Stevens was indicted this spring and Young is under criminal investigation. They are whipping boys now, but two years ago she was praising them for their pork-barreling success, including the bridge. “And our congressional delegation, God bless ‘em,” she said. “They do a great job for us. Rep. Don Young, especially God bless him. We’re very, very fortunate to receive the largesse that Don Young was able to put together for Alaska.”

McCain said again and again last week that he just couldn’t wait to turn Palin loose on the free-spending Congress. What would she do? Shoot them? And this week we learn that Palin has paid herself a daily expense for living at home and for taking family members to public events.

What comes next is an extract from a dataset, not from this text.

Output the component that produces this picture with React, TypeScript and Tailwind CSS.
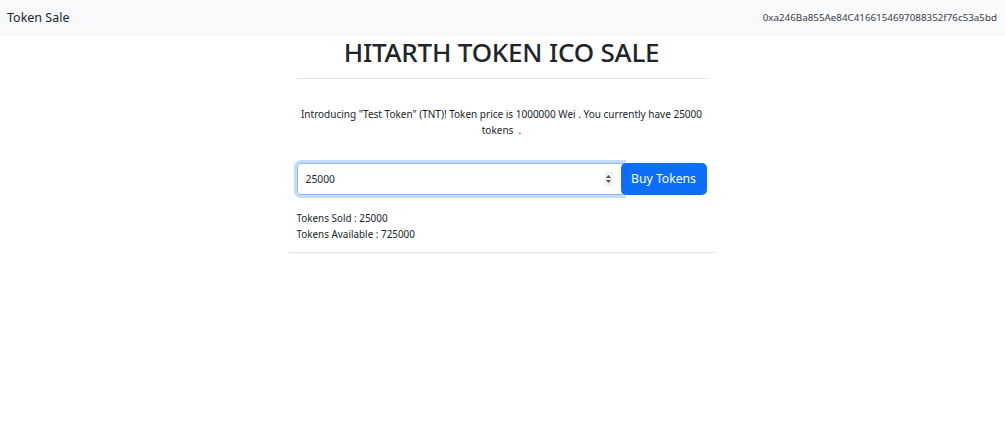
import React, { useState } from 'react';

const font = { fontFamily: '"Noto Sans", "Open Sans", sans-serif' };

const App = () => {
  const [amount, setAmount] = useState('25000');

  return (
    <div className="min-h-screen bg-white text-[#212529]" style={font}>
      <nav className="h-9 bg-[#f8f9fa] flex items-center justify-between pl-[7px] pr-2">
        <span className="text-[12.5px]">Token Sale</span>
        <span className="text-[9.8px] text-[#3b4046]">0xa246Ba855Ae84C4166154697088352f76c53a5bd</span>
      </nav>

      <div className="mx-auto w-[426px] -translate-x-[1px]">
        <div className="px-2">
          <h1 className="text-center text-[26px] font-medium leading-[32px] tracking-[-0.2px]">
            HITARTH TOKEN ICO SALE
          </h1>
          <hr className="mt-[10px] border-t border-[#e2e3e5]" />
          <p className="text-center text-[10px] leading-4 mt-[27px]">
            Introducing "Test Token" (TNT)! Token price is 1000000 Wei . You currently have 25000 tokens&nbsp; .
          </p>

          <div className="flex mt-[25px]">
            <div className="relative flex-1 flex">
              <input
                type="number"
                value={amount}
                onChange={(e) => setAmount(e.target.value)}
                className="flex-1 h-8 px-2 text-[10.3px] border border-[#86b7fe] rounded-l-[4px] outline-none shadow-[0_0_0_3px_rgba(13,110,253,0.25)] [appearance:textfield] [&::-webkit-inner-spin-button]:appearance-none [&::-webkit-outer-spin-button]:appearance-none"
              />
              {/* spinner shown on hover in the screenshot */}
              <div className="absolute right-[10px] top-[9px] w-[8px] h-[14px] bg-[#f0f0f0] flex flex-col items-center justify-center gap-[2px] pointer-events-none">
                <svg width="5" height="3" viewBox="0 0 5 3"><path d="M0 3 L2.5 0 L5 3 Z" fill="#555" /></svg>
                <svg width="5" height="3" viewBox="0 0 5 3"><path d="M0 0 L2.5 3 L5 0 Z" fill="#555" /></svg>
              </div>
            </div>
            <button className="h-8 -ml-[2px] relative w-[86px] bg-[#0d6efd] text-white text-[12.2px] rounded-[5px] pt-[1px]">
              Buy Tokens
            </button>
          </div>

          <div className="mt-[15px] text-[9.9px] leading-4">
            <div>Tokens Sold : 25000</div>
            <div>Tokens Available : 725000</div>
          </div>
        </div>
        <hr className="mt-[10px] border-t border-[#dee2e6]" />
      </div>
    </div>
  );
};

export default App;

Her big monuments as governor are her promotion of the trans-Canada gas pipeline to the states and the big windfall profits tax on oil, which financed the $1,200 checks she is sending to every person in Alaska — the source of her current popularity. Both were pushed by the former governor, and Palin opposed them. Candidate Palin said the pipeline should stay in Alaska and furnish gas for Alaska’s needs, not the lower 48, and she said she would fight taxes on the oil companies. But the legislature liked Murkowski’s plans, and once elected, a la Huckabee, she adopted them as her own.

This wouldn’t bother McCain, or a lot of us, but the family-values people might profit from a little vetting. Palin once confirmed that she had smoked marijuana, explaining that while it violated federal law it was not against the law in Alaska. Anyway, she said, she didn’t enjoy it much.

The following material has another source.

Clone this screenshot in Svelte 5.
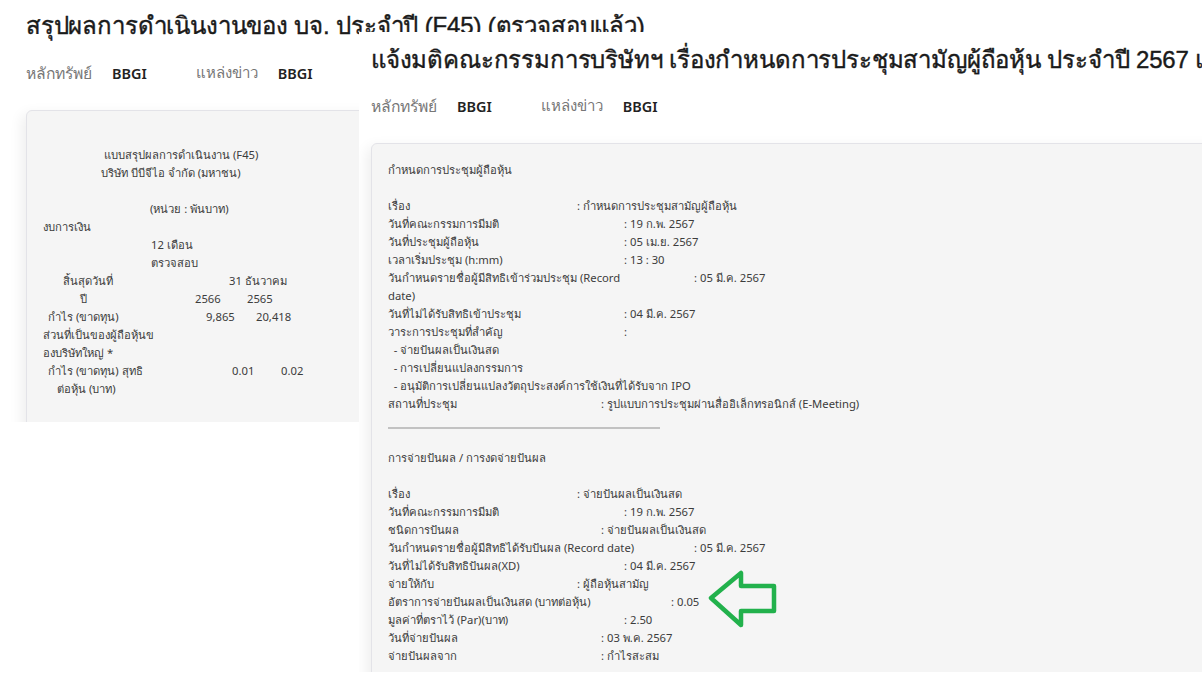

As a city official, Palin fought efforts to force Wasilla’s bars to close at 3 a.m. rather than 5 a.m., as the police chief wanted, and she joined the campaign against a state law to close bars earlier. She fired the police chief although objections from bar owners who supported her might not have been the full reason she fired him. According to the Wasilla newspaper in 1993, she explained that the chief intimidated her with his size (6 feet tall and more than 200 pounds) and the “stern” way he looked at her.

She’s a few votes and a heartbeat away from the presidency.